Licht im Tunnel: Männerfantasien
Michelle Steinbeck über die Babyträume der Bösewichte

Es war einmal ein Theaterstück, in dem ein von mir erfundener König die überwältigenden Probleme seines Reichs mit einer radikalen Massnahme frohgemut löste: Er schaffte die Fortpflanzung ab. Keine Zukunft – kein Problem! Das Ende der Menschheit sollte eine einzige Party sein. Sein Vermögen teilte der König mit all seinen Untertanen, die nun Tag und Nacht mit ihm feiern sollten. Das Happy End ist der Normalzustand, bis der Königstochter von einem nichtsnutzigen Puppenbauer ein Babybauch angeflucht wird.
Zugegeben: Mit meinem hedonistischen Märchenkönig lag ich völlig daneben. Die realen Regenten von heute sind zwar ebenso wenig an einer lebenswerten Zukunft interessiert wie er, und sie teilen Idee und Praxis, weibliche Körper zu beherrschen. Aber sie wollen: Babys. En masse. Und dabei nicht den Anschein erwecken, auch nur ansatzweise rationalen Gedanken zu folgen, geschweige denn irgendein Gemeinwohl propagieren.
Es ist Thema Nummer eins der übelsten Psychopathen der Welt: das Heranzüchten von «Legionen von Kindern». Natürlich nicht irgendwelche, die Babys müssen schon aussehen wie man selbst und denselben Blödsinn daherreden. Das Problem: Der Teil der Bevölkerung, der diesen ersehnten Nachwuchs fabrizieren kann, scheint merkwürdigerweise weniger motiviert. Trotz aller lächerlicher bis gewaltvoller Versuche, Gebärfähige zu ihrer Bestimmung zu zwingen: Es seien, stellt der «Blick» fest, keine «wirklich wirkungsvollen Massnahmen» bekannt, um die Geburtenrate zu heben.

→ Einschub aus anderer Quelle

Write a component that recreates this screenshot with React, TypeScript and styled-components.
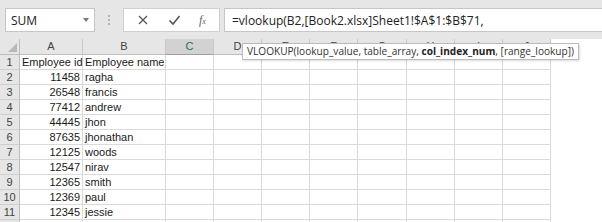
import React from "react";
import styled, { createGlobalStyle } from "styled-components";

const Global = createGlobalStyle`
  html, body { margin: 0; padding: 0; background: #ffffff; }
  body { width: 602px; height: 222px; overflow: hidden; font-family: "Open Sans", "Liberation Sans", sans-serif; }
`;

const Page = styled.div`
  position: relative;
  width: 602px;
  height: 222px;
  overflow: hidden;
  background: #ffffff;
`;

const Bar = styled.div`
  display: flex;
  align-items: flex-start;
  height: 39px;
  padding: 8px 0 0 5px;
  box-sizing: border-box;
  background: #e6e6e6;
`;

const NameBox = styled.div`
  width: 90px;
  height: 24px;
  box-sizing: border-box;
  background: #fff;
  border: 1px solid #c6c6c6;
  display: flex;
  align-items: center;
  justify-content: space-between;
  padding: 0 5px 0 5px;
  font-size: 12px;
  color: #222;
`;

const Caret = styled.span`
  width: 0;
  height: 0;
  border-left: 3.5px solid transparent;
  border-right: 3.5px solid transparent;
  border-top: 4px solid #777;
`;

const Dots = styled.div`
  width: 28px;
  height: 24px;
  display: flex;
  flex-direction: column;
  align-items: center;
  justify-content: center;
  gap: 2px;
  span { width: 2px; height: 2px; background: #b5b5b5; }
`;

const Buttons = styled.div`
  width: 97px;
  height: 24px;
  box-sizing: border-box;
  background: #fff;
  border: 1px solid #d0d0d0;
  display: flex;
  align-items: center;
  justify-content: space-around;
  padding: 0 4px;
  margin-right: 4px;
`;

const Fx = styled.span`
  font-family: "Liberation Serif", serif;
  font-style: italic;
  font-size: 12px;
  color: #666;
  sub { font-size: 8px; vertical-align: 0; }
`;

const Input = styled.div`
  flex: 1;
  height: 24px;
  box-sizing: border-box;
  background: #fff;
  border: 1px solid #c6c6c6;
  border-right: none;
  padding: 0 0 0 7px;
  display: flex;
  align-items: center;
  font-size: 12px;
  color: #222;
  white-space: nowrap;
`;

const COLS = [20, 63, 83, 48, 48, 48, 48, 49, 48, 48, 48];

const Grid = styled.div`
  display: grid;
  grid-template-columns: ${COLS.map((c) => c + "px").join(" ")};
  grid-auto-rows: 15px;
  grid-template-rows: 16px;
  font-family: "Liberation Sans", sans-serif;
  font-size: 11px;
  color: #1a1a1a;
`;

const Cell = styled.div<{ $align?: "left" | "right" }>`
  box-sizing: border-box;
  border-right: 1px solid #dadada;
  border-bottom: 1px solid #dadada;
  padding: 0 2px;
  line-height: 14px;
  white-space: nowrap;
  overflow: visible;
  text-align: ${(p) => p.$align || "left"};
`;

const Head = styled.div<{ $active?: boolean }>`
  box-sizing: border-box;
  background: ${(p) => (p.$active ? "#d2d2d2" : "#e6e6e6")};
  color: ${(p) => (p.$active ? "#217346" : "#444")};
  border-right: 1px solid #c8c8c8;
  border-bottom: 1px solid ${(p) => (p.$active ? "#9e9e9e" : "#bdbdbd")};
  text-align: center;
  line-height: 15px;
  font-size: 11px;
`;

const RowHead = styled.div`
  box-sizing: border-box;
  background: #e6e6e6;
  color: #444;
  border-right: 1px solid #bdbdbd;
  border-bottom: 1px solid #cfcfcf;
  text-align: center;
  line-height: 14px;
  font-size: 11px;
`;

const Corner = styled.div`
  box-sizing: border-box;
  background: #e6e6e6;
  border-right: 1px solid #bdbdbd;
  border-bottom: 1px solid #bdbdbd;
  position: relative;
  &::after {
    content: "";
    position: absolute;
    right: 2px;
    bottom: 2px;
    width: 0;
    height: 0;
    border-left: 9px solid transparent;
    border-bottom: 9px solid #b8b8b8;
  }
`;

const Tip = styled.div`
  position: absolute;
  left: 242px;
  top: 43px;
  height: 17px;
  box-sizing: border-box;
  padding: 0 4px;
  background: #fff;
  border: 1px solid #bcbcbc;
  box-shadow: 1px 1px 2px rgba(0, 0, 0, 0.15);
  font-family: "Open Sans", sans-serif;
  font-size: 10.1px;
  line-height: 15px;
  color: #333;
  white-space: nowrap;
  b { font-weight: 700; color: #222; }
`;

const rows: [string, string][] = [
  ["11458", "ragha"],
  ["26548", "francis"],
  ["77412", "andrew"],
  ["44445", "jhon"],
  ["87635", "jhonathan"],
  ["12125", "woods"],
  ["12547", "nirav"],
  ["12365", "smith"],
  ["12369", "paul"],
  ["12345", "jessie"],
];

const letters = ["A", "B", "C", "D", "E", "F", "G", "H", "I", "J"];
const EMPTY = COLS.length - 3;

export default function App() {
  return (
    <Page>
      <Global />
      <Bar>
        <NameBox>
          <span>SUM</span>
          <Caret />
        </NameBox>
        <Dots>
          <span />
          <span />
          <span />
        </Dots>
        <Buttons>
          <svg width="12" height="12" viewBox="0 0 12 12">
            <path d="M2 2 L10 10 M10 2 L2 10" stroke="#555" strokeWidth="1.3" fill="none" />
          </svg>
          <svg width="13" height="12" viewBox="0 0 13 12">
            <path d="M1.5 6.5 L5 10 L11.5 2" stroke="#555" strokeWidth="1.6" fill="none" />
          </svg>
          <Fx>
            f<sub>x</sub>
          </Fx>
        </Buttons>
        <Input>=vlookup(B2,[Book2.xlsx]Sheet1!$A$1:$B$71,</Input>
      </Bar>
      <Grid>
        <Corner />
        {letters.map((l) => (
          <Head key={l} $active={l === "C"}>
            {l}
          </Head>
        ))}
        <RowHead>1</RowHead>
        <Cell>Employee id</Cell>
        <Cell>Employee name</Cell>
        {Array.from({ length: EMPTY }).map((_, i) => (
          <Cell key={i} />
        ))}
        {rows.map(([id, name], r) => (
          <React.Fragment key={id}>
            <RowHead>{r + 2}</RowHead>
            <Cell $align="right">{id}</Cell>
            <Cell>{name}</Cell>
            {Array.from({ length: EMPTY }).map((_, i) => (
              <Cell key={i} />
            ))}
          </React.Fragment>
        ))}
        <RowHead />
        {Array.from({ length: EMPTY + 2 }).map((_, i) => (
          <Cell key={i} />
        ))}
      </Grid>
      <Tip>
        VLOOKUP(lookup_value, table_array, <b>col_index_num</b>, [range_lookup])
      </Tip>
    </Page>
  );
}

Dabei sind die Anreize doch unwiderstehlich! Etwa die türkische Fussballmannschaft, die kürzlich mit einem herz- und uteruserweichenden Spruchband übers Feld lief: «Natürliche Geburt ist natürlich». Sie warben für das Kaiserschnittverbot, eingeführt von König Erdogan, da man nach einer sogenannt natürlichen Geburt schneller wieder schwanger werden soll. Mancherorts gibts sogar eine Prämie: Tausend Euro kriegen Italienerinnen in Heterobeziehungen, die für den eigenen Partner ein Kind gebären. Das reicht zwar nicht weit, aber Danke sagen könnten sie trotzdem, vor allem, nachdem sie in der Klinik von Abtreibungsgegner:innen, die extra von der kinderliebenden Regierung angeheuert wurden, vor dem Schlimmsten bewahrt worden sind.

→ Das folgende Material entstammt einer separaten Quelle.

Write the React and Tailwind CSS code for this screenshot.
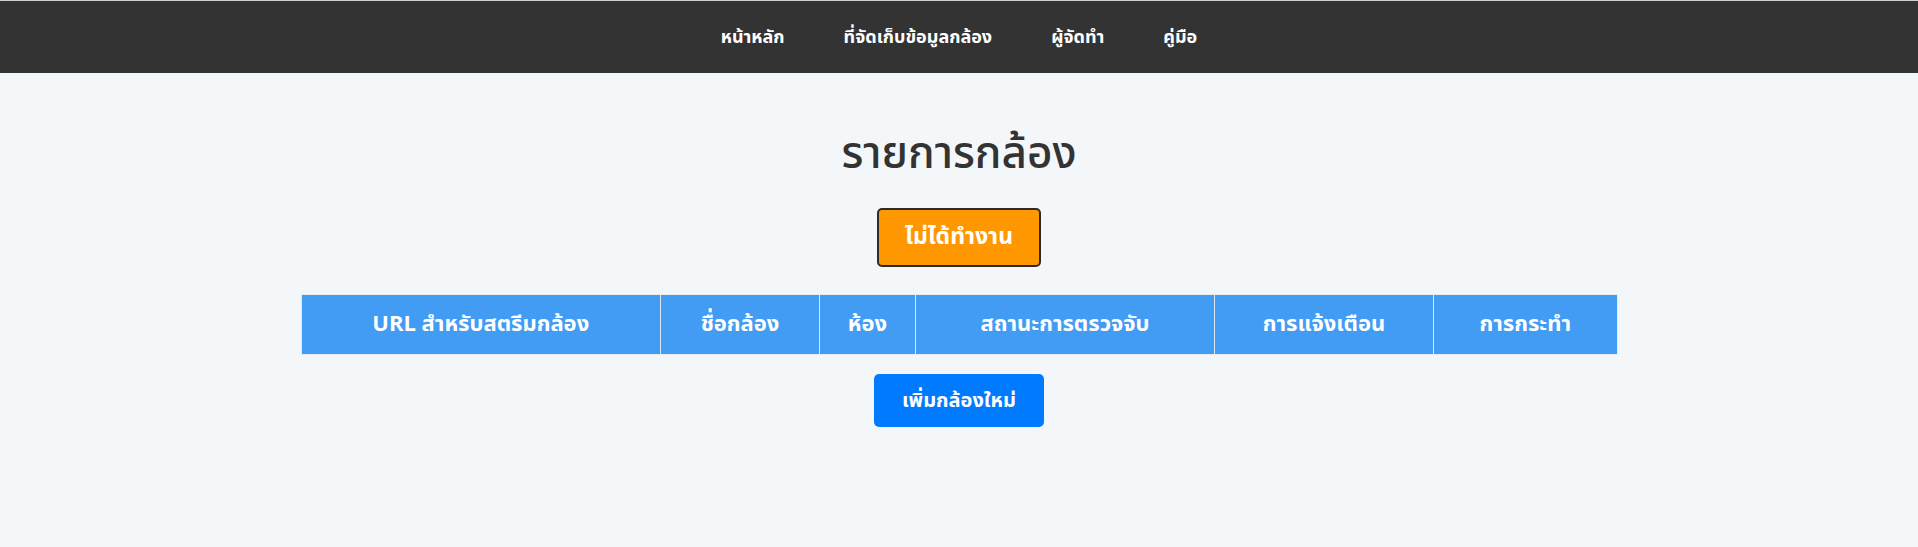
export default function App() {
  const cols = [
    ["URL สำหรับสตรีมกล้อง", "w-[359px]"],
    ["ชื่อกล้อง", "w-[159px]"],
    ["ห้อง", "w-[96px]"],
    ["สถานะการตรวจจับ", "w-[299px]"],
    ["การแจ้งเตือน", "w-[219px]"],
    ["การกระทำ", "w-[183px]"],
  ];
  return (
    <div className="min-h-[547px] bg-[#f4f7fa] font-['Tahoma','Noto_Sans_Thai','Noto_Sans','DejaVu_Sans',sans-serif]">
      <nav className="h-[73px] bg-[#333333] border-t border-[#cfcfcf] flex items-center justify-center gap-[59px]">
        <a className="text-white font-bold text-[18px]">หน้าหลัก</a>
        <a className="text-white font-bold text-[18px]">ที่จัดเก็บข้อมูลกล้อง</a>
        <a className="text-white font-bold text-[18px]">ผู้จัดทำ</a>
        <a className="text-white font-bold text-[18px]">คู่มือ</a>
      </nav>
      <div className="flex flex-col items-center">
        <h1 className="mt-[57px] text-[44px] leading-[50px] text-[#333333] font-medium">รายการกล้อง</h1>
        <button className="mt-[28px] w-[164px] h-[59px] bg-[#ff9800] border-2 border-[#2b2b2b] rounded-[5px] text-white font-bold text-[23px]">
          ไม่ได้ทำงาน
        </button>
        <div className="mt-[27px] border border-[#e6ebf0] p-0">
          <table className="border-collapse">
            <thead>
              <tr className="bg-[#429cf4] h-[59px]">
                {cols.map(([t, w], i) => (
                  <th
                    key={i}
                    className={`${w} text-white font-bold text-[22px] text-center ${i < cols.length - 1 ? "border-r border-[#dbe6f0]" : ""}`}
                  >
                    {t}
                  </th>
                ))}
              </tr>
            </thead>
          </table>
        </div>
        <button className="mt-[19px] w-[170px] h-[53px] bg-[#007bff] rounded-[5px] text-white font-bold text-[20px]">
          เพิ่มกล้องใหม่
        </button>
      </div>
    </div>
  );
}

Dass Geld alles regelt, weiss auch der Kaiser vom Mars, der derzeit noch auf unserer Erde seinen heilsbringenden Samen verspritzt. Er zahlt den Müttern seiner «Legion» realistischere Summen, damit diese keine Public School besuchen muss. Allerdings fürchtet er die «Natürlichkeit»: Musk-Babys entstehen durch künstliche Befruchtung und werden von männlichen Ärzten per Kaiserschnitt geboren – für noch mehr, ganz nach ihm kommende Intelligenz.
Nicht nur von «Natürlichkeit», sondern vom Speziesismus abgekommen ist die Widerstandsbewegung in meiner Theatermärchenwelt: Da wird Elternschaft auch in Zeiten von Reproduktionsverbot gelebt, indem etwa sprechende Schlänglein und Basilikumtöpfe adoptiert werden. Gar nicht gut fand dieses Konzept der kürzlich verstorbene, auf magische Weise milliardenfache Papa Francesco. Die Geburtsfaulheit jener Menschen, die sich lieber Haustiere als Kinder zulegen, störte ihn bekanntlich sehr. Allerdings brachte sie ihn auch zur Weisheit, zu einem «besseren Umgang mit Migranten» aufzurufen. Diese seien schliesslich «die Kinder, die wir nicht haben wollen».
Michelle Steinbeck ist Autorin. Ihr Stück «Die beste aller Zeiten» wird am Wochenende am Theaterfestival Play in Bern vorgestellt.